KPU sudah menggunakan teknologi informasi untuk beberapa hal. Terutama yang menjadi perhatian public adalah yang terkait dengan informasi penghitungan suara (Situng) bukan hanya disaksikan di akhir penghitungan suara tapi bisa disaksikan sejak dari Tempat Pemungutan Suara (TPS). 

Selanjutnya ada Sistem Informasi Data Pemilih (Sidalih) yang pengunaannya untuk mengecek terdaftar sebagai pemilih. KPU juga memiliki system informasi logistic (Silog), dan sistem informasi partai politik (Sipol).

Pemilu tahun 2019 yang baru usai, ditandai kemunculan model kreatif dalam menuju kontestasi presidensial dan legislasi 2019 sudah mulai mengedepankan unsur kreativitas dan seni, yang sudah dimulai era pemilu 2014. 

Bentuk kampanye kreatif seperti video, musik, aplikasi game dan desain visual yang didukung oleh kemajuan teknologi informasi (media sosial dsb) telah mampu melakukan transformasi dari model kampanye konvensional menuju kampanye modern . 

Kemunculan kampanye kreatif dapat menjadi saluran politik yang efektif guna membagun budaya partisipatoris, selain itu kampanye kreatif sangat positif dalam mendorong perubahan perilaku politik kewargaan yang kemudian melahirkan politik kegembiraan selayaknya disebut era pesta demokrasi.

Meskipun pemilihan umum legislatif dan presiden wakil presiden 2019 ini meninggalkan persoalan karena telah banyak korban petugas pemilu akibat kinerja yang over load.

Namun upaya pemilu serentak sesuai putusan MK nomor 14/PPU-XI/2013 tentunya patut dimaknai sebagai upaya pelembagaan konsepsi demokrasi yang lebih berkualitas. 

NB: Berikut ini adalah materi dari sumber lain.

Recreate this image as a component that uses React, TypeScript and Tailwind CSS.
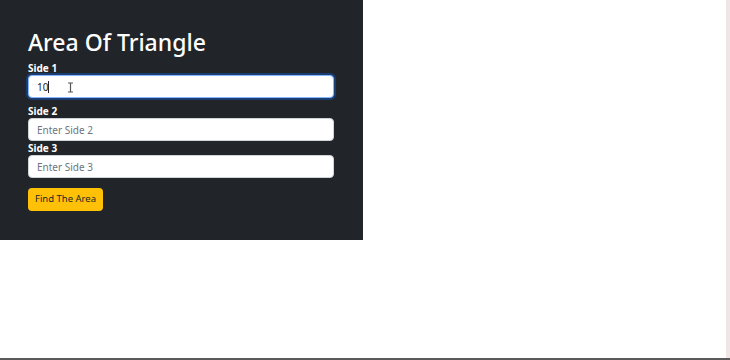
import React from 'react'

const font = { fontFamily: '"Noto Sans", "Open Sans", Arial, sans-serif' }

function Field({ label, placeholder, value, focused, className }: { label: string; placeholder: string; value?: string; focused?: boolean; className?: string }) {
  return (
    <div className={'flex flex-col ' + (className ?? '')}>
      <label className="text-[10px] font-bold leading-[13px] text-white">{label}</label>
      <div className="relative">
        <input
          readOnly
          value={value ?? ''}
          placeholder={placeholder}
          className={
            focused
              ? 'block h-[23px] w-[306px] rounded-[4px] border border-[#86b7fe] bg-white px-[8px] text-[10px] text-[#212529] shadow-[0_0_0_2px_rgba(13,110,253,0.35)] outline-none'
              : 'block h-[23px] w-[306px] rounded-[4px] border border-[#ced4da] bg-white px-[8px] text-[10px] text-[#212529] outline-none placeholder:text-[#6c757d]'
          }
        />
        {focused && (
          <>
            <span className="absolute left-[20px] top-[6px] h-[12px] w-px bg-[#212529]" />
            <svg className="absolute left-[39px] top-[7px]" width="7" height="11" viewBox="0 0 7 11">
              <path d="M1 1h5M3.5 1v9M1 10h5" stroke="#555" strokeWidth="1.2" fill="none" />
            </svg>
          </>
        )}
      </div>
    </div>
  )
}

export default function App() {
  return (
    <div className="flex h-[360px] w-[730px] flex-col bg-white" style={font}>
      <div className="flex flex-1">
        <div className="flex-1">
          <div className="flex h-[240px] w-[363px] flex-col bg-[#212529] pl-[28px] pt-[27px]">
            <h2 className="text-[23px] font-medium leading-[30px] text-white">Area Of Triangle</h2>
            <div className="mt-[5px] flex flex-col">
              <Field label="Side 1" placeholder="Enter Side 1" value="10" focused />
              <Field className="mt-[7px]" label="Side 2" placeholder="Enter Side 2" />
              <Field className="mt-[1px]" label="Side 3" placeholder="Enter Side 3" />
            </div>
            <button className="mt-[10px] h-[23px] w-[75px] rounded-[4px] bg-[#ffc107] text-[9.5px] text-[#212529]">
              Find The Area
            </button>
          </div>
        </div>
        <div className="w-[4px] bg-[#efe6e6]" />
      </div>
      <div className="h-[2px] bg-[#5a5a5a]" />
    </div>
  )
}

Hal ini tidak terlepas dengan upaya - upaya pembenahan secara menyeluruh baik pemerintah, DPR serta KPU sebagai penyelenggara Pemilu dalam substansi dan budaya politik yang lebih bermartabat.

Dari pemaparan di atas dapat dilihat perubahan model kampanye yang terus berkembang sejalan dengan perubahan zaman. Jika ditilik lebih jauh penggunaan pakar komunikasi, pemanfaatan iklan di televisi, pemanfaatan jasa suvei sampai konsultan politik merupakan adopsi model kampanye AS. 

Inilah yang Akhmad Danial katakan di awal, bahwa model politik Indonesia, termasuk kampanye pemilu, makin meniru model AS, rujukan utama pelaksanaan demokrasi dunia.